Burden of Proof for Lost Profits
In evaluating the evidence regarding lost profits, the court emphasized that Servac met its burden of proof by providing sufficient data for the trial court to estimate damages with reasonable certainty. The court noted that while lost profits cannot be based on guesswork, there was no uncertainty regarding the cause of the damage, which was GPA's negligence in allowing ammonia to leak. Servac's general manager testified about the specific amount of goods damaged and how those goods related to a larger shipment sold to a buyer. This testimony included details about the invoice that served as the sales contract, which helped establish the expected profits from the sale.
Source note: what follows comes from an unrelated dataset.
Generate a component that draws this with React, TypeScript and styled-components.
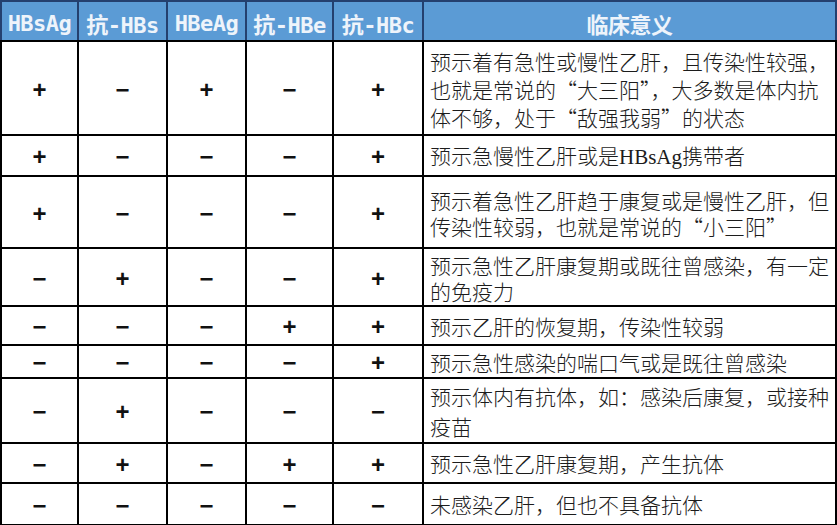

The court highlighted that unlike in other cases where mitigation of damages was possible, Servac faced a unique situation where it could not replace the damaged goods in time for the shipment. Thus, the trial court had adequate evidence to calculate the lost profits, and the court found no error in including these damages in the judgment awarded to Servac.
Pre-Judgment Interest
The court then addressed Servac's cross-appeal regarding the denial of pre-judgment interest on its damages. Servac argued that its damages should be considered liquidated, entitling it to pre-judgment interest under OCGA § 7-4-15. However, the court explained that a liquidated demand is one that is certain and fixed, either by agreement of the parties or by law. At the time of the ammonia leak, it was unclear whether any goods had actually sustained damage, the extent of that damage, or the value of the damaged goods. The court noted that the bailment agreement did not provide for a pre-determined assessment of damages or require the parties to accept the surveyor's findings as binding. Moreover, the court clarified that the uncertainty surrounding the damages meant that they were not liquidated, and thus Servac could not claim pre-judgment interest. The court ultimately upheld the trial court's decision not to award pre-judgment interest, affirming that the damages were not fixed at the time of the incident.